- [RECORD EXTRACTS]:

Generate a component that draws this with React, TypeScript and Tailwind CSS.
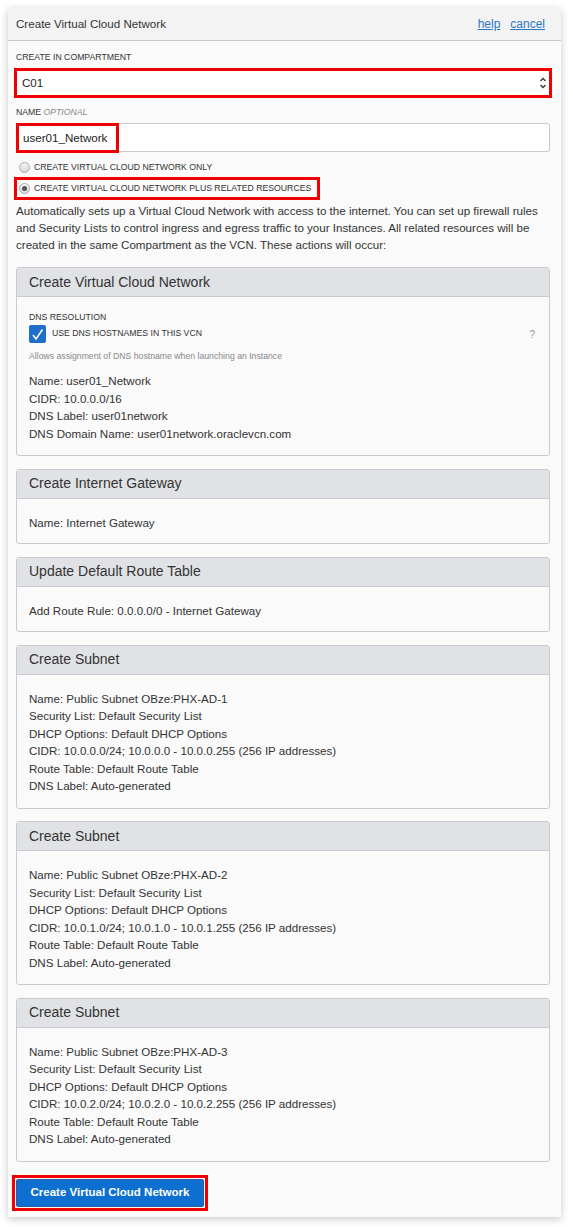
...
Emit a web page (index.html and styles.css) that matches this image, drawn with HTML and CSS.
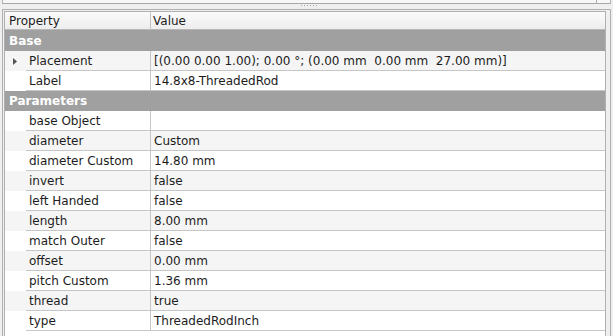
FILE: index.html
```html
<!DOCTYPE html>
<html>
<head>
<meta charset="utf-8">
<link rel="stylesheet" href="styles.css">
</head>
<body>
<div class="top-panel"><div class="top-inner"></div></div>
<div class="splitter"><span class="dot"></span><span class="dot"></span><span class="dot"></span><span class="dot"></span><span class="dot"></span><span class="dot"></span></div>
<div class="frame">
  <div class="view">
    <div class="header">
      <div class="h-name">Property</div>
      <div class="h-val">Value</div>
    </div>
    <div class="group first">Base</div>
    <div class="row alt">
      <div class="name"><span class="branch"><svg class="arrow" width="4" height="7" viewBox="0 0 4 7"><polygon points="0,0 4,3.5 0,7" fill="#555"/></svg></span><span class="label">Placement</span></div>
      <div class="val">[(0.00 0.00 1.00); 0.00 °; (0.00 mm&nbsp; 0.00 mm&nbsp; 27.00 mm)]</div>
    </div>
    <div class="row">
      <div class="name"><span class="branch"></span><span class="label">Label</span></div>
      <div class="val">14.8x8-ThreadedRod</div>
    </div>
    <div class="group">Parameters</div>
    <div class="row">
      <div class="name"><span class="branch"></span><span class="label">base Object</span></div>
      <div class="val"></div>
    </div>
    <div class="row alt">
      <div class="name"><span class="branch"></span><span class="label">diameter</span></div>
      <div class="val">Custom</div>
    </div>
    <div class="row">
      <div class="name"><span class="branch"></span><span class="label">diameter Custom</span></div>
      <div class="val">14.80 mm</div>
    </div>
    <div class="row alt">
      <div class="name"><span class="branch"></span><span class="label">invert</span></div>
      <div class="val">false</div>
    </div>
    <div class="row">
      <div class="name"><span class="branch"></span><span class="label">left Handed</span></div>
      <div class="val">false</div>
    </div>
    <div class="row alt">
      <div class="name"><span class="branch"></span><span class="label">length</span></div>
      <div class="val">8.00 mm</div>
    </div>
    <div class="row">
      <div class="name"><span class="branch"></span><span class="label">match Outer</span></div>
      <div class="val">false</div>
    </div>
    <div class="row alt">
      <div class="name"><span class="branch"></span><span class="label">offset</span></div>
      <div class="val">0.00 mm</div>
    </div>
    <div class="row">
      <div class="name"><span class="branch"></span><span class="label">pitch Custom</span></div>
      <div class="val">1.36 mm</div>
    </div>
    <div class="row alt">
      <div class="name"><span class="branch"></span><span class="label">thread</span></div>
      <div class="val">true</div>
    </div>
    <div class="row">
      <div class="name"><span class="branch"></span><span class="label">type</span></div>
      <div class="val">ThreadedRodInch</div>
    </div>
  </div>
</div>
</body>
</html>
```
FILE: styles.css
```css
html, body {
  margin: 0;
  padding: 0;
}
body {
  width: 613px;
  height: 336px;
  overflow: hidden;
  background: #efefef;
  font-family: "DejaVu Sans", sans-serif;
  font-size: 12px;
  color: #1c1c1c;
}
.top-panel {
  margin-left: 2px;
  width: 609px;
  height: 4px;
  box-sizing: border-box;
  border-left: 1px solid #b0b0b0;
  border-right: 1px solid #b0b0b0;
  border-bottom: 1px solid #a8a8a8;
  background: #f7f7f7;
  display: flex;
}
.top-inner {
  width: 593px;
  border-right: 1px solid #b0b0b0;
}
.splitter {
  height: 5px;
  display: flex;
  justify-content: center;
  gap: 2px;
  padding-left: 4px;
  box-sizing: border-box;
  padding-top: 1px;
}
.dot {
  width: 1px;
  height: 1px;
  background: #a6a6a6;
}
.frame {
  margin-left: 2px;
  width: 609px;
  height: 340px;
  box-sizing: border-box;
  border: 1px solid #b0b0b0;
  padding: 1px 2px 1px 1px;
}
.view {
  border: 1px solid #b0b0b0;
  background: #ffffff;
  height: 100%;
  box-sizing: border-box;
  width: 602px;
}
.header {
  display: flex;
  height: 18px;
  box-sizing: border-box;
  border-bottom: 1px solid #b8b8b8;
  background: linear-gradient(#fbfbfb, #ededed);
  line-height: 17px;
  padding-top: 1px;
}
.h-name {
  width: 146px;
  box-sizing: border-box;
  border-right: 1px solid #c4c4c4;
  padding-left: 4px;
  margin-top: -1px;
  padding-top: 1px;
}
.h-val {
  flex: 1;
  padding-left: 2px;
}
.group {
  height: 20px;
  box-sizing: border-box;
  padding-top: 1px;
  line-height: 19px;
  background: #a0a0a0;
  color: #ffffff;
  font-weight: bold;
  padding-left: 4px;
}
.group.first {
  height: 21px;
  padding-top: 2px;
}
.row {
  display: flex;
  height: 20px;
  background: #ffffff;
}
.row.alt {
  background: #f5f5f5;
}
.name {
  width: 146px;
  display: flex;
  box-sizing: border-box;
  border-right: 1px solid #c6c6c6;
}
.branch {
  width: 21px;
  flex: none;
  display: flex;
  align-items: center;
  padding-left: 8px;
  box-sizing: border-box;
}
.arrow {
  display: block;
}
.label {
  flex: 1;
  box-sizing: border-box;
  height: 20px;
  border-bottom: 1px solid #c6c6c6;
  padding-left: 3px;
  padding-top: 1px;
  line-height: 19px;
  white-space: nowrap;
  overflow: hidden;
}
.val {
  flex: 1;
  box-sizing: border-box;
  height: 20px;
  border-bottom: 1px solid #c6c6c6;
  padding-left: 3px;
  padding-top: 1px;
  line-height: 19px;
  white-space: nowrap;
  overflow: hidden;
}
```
* * *
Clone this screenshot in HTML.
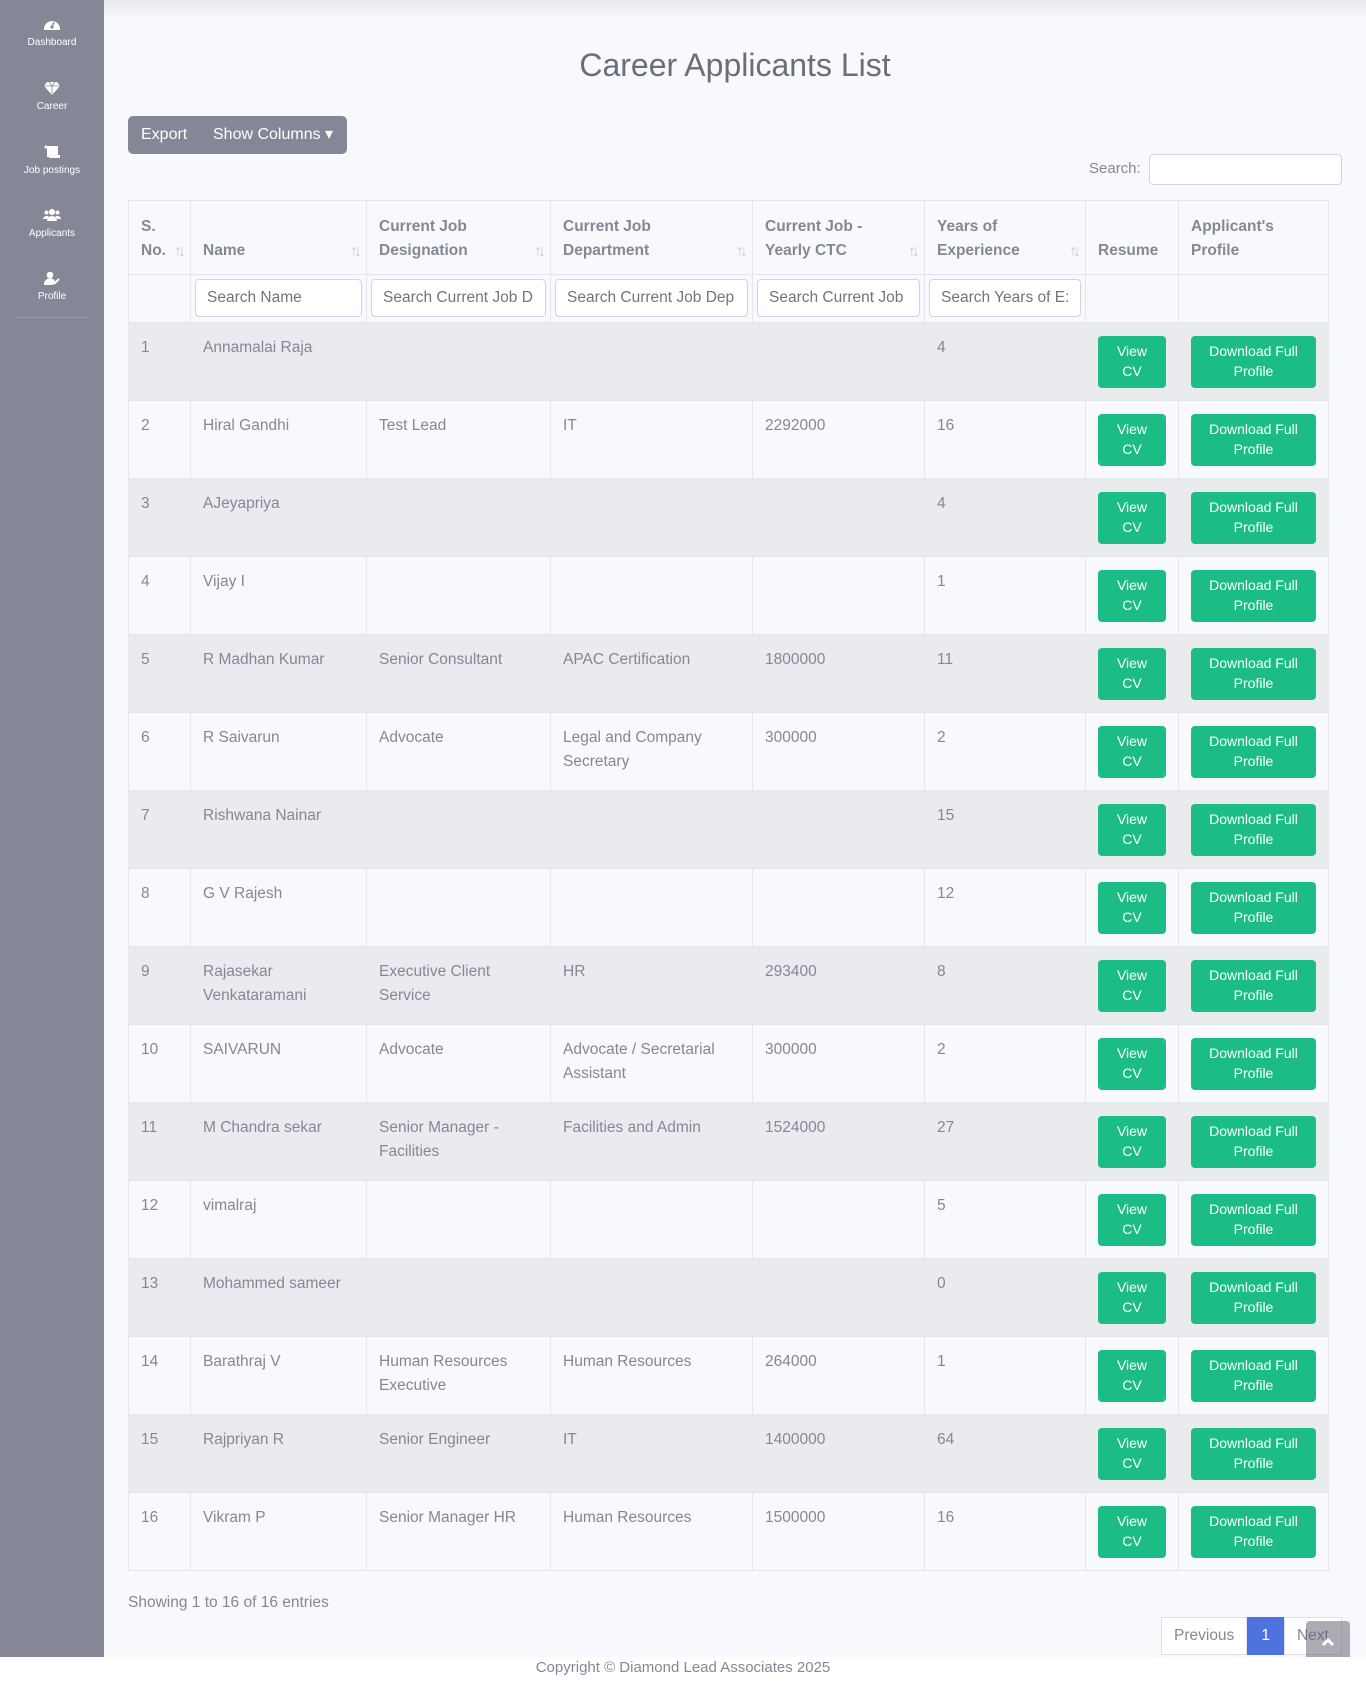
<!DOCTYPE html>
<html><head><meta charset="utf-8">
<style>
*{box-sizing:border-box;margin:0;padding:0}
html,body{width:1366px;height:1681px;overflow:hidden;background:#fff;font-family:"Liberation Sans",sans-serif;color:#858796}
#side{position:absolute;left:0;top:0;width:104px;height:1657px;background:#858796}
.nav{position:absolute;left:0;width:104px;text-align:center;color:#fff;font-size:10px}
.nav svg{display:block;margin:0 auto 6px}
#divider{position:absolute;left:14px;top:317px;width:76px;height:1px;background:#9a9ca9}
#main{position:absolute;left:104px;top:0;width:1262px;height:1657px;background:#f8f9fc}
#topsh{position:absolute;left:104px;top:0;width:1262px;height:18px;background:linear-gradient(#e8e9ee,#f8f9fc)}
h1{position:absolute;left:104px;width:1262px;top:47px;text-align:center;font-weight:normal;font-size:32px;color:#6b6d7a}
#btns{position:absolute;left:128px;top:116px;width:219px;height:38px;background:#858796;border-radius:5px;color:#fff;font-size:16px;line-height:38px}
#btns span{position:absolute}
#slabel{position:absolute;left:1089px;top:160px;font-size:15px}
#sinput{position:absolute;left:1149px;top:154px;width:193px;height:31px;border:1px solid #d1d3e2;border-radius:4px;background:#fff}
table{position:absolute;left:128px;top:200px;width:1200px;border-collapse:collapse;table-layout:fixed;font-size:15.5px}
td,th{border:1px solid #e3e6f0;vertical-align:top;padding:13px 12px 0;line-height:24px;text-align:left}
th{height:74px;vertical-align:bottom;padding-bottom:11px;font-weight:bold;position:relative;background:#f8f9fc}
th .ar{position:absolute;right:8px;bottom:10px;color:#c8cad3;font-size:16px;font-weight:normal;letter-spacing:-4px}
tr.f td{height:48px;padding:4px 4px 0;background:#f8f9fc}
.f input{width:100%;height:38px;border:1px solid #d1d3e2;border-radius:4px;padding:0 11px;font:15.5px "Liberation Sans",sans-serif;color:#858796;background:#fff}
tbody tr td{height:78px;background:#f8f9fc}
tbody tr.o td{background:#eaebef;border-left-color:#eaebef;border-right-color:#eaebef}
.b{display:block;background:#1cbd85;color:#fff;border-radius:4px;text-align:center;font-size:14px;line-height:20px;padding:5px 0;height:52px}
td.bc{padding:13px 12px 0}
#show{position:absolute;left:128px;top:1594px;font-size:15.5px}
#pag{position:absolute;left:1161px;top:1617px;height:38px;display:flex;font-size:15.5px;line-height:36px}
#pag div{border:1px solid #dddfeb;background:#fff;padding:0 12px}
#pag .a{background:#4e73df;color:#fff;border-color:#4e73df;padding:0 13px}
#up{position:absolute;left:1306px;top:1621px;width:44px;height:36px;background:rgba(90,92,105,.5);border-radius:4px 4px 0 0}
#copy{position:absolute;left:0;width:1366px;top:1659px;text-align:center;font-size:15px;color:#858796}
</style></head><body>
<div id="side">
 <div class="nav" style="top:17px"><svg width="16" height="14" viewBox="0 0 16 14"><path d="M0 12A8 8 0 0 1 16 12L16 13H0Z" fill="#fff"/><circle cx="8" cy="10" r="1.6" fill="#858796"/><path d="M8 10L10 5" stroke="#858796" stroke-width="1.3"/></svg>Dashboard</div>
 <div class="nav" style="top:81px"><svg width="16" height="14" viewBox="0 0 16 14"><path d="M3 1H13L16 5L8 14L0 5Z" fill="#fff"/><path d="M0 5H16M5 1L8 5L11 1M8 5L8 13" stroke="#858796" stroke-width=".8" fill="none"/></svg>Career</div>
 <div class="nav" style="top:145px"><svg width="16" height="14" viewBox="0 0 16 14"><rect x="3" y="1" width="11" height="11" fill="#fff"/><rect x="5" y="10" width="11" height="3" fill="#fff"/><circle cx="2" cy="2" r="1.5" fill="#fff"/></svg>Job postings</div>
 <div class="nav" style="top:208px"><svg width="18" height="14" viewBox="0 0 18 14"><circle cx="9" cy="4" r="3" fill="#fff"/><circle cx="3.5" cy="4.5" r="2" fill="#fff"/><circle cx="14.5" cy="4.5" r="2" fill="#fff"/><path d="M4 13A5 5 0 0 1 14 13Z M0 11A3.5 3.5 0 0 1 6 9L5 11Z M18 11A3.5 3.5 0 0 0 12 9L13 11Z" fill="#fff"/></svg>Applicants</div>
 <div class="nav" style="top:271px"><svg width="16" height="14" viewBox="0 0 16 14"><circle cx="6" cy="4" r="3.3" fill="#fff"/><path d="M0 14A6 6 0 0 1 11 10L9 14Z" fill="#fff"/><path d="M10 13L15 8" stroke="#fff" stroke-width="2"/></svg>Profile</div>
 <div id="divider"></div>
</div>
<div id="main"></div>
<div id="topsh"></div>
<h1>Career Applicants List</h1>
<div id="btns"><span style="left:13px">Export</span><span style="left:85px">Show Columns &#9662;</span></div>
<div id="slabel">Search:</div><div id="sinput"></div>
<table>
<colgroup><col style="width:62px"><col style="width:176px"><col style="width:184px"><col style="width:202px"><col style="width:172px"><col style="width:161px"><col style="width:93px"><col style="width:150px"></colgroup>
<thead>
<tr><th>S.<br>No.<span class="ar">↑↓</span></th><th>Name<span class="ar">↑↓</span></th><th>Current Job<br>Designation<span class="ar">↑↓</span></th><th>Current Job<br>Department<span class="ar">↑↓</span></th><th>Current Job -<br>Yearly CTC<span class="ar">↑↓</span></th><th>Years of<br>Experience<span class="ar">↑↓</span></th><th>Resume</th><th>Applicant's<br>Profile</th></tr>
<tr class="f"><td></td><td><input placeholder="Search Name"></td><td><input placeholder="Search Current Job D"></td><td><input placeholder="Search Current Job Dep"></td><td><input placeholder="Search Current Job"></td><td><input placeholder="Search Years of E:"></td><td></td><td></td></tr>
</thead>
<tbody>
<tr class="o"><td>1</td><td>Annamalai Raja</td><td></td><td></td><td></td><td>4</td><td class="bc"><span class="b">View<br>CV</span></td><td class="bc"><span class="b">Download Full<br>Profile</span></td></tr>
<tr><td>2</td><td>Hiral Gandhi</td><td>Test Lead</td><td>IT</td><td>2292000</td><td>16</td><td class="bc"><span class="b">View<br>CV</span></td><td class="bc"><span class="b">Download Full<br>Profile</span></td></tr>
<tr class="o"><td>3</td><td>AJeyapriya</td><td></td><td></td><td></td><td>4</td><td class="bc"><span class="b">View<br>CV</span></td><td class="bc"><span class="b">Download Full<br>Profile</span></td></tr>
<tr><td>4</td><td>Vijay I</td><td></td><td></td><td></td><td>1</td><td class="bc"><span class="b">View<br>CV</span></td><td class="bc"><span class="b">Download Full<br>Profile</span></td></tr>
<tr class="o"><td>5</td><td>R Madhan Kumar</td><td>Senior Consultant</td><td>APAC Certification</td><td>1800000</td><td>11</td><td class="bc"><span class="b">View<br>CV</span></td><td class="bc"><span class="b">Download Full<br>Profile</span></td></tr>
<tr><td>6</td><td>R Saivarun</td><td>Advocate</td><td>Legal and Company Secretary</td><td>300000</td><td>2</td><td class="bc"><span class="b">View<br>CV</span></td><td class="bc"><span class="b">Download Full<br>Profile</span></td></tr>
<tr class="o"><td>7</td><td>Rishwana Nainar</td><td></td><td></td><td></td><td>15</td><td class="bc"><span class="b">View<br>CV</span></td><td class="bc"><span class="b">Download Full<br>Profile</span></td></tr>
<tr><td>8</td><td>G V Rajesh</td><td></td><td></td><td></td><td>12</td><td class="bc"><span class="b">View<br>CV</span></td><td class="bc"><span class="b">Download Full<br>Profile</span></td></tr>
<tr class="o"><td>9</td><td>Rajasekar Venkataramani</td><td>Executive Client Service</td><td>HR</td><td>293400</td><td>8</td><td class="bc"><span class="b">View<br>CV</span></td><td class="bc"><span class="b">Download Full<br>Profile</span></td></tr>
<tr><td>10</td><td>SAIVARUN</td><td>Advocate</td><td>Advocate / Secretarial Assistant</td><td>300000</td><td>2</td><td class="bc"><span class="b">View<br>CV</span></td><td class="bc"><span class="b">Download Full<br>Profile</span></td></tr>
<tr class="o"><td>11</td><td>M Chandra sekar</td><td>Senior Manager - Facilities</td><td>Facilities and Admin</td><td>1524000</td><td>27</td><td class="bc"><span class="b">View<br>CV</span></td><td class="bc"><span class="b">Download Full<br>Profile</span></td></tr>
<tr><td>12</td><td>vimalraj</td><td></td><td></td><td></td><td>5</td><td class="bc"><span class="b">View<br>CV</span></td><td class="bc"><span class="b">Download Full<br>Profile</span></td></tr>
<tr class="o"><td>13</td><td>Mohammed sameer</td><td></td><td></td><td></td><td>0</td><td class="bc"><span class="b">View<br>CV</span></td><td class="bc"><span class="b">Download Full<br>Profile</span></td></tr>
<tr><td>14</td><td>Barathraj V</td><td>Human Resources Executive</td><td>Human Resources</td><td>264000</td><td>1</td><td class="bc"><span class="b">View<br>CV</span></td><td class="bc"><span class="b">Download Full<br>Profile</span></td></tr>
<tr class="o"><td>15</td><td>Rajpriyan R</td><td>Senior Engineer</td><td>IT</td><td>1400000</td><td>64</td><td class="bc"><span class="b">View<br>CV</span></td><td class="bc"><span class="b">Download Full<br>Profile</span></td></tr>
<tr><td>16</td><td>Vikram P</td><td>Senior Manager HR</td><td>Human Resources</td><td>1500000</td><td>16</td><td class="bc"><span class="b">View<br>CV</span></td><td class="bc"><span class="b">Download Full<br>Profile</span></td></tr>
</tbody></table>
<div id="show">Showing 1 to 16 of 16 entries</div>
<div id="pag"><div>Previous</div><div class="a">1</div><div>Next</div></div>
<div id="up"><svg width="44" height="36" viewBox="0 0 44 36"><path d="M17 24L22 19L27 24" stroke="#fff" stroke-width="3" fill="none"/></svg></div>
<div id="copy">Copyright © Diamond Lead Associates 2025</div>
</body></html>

- [REQUEST]: Select every line of the records holding the string "with".

- [WRITTEN RESPONSE]:
Generate a component that draws this with React, TypeScript and Tailwind CSS.
Emit a web page (index.html and styles.css) that matches this image, drawn with HTML and CSS.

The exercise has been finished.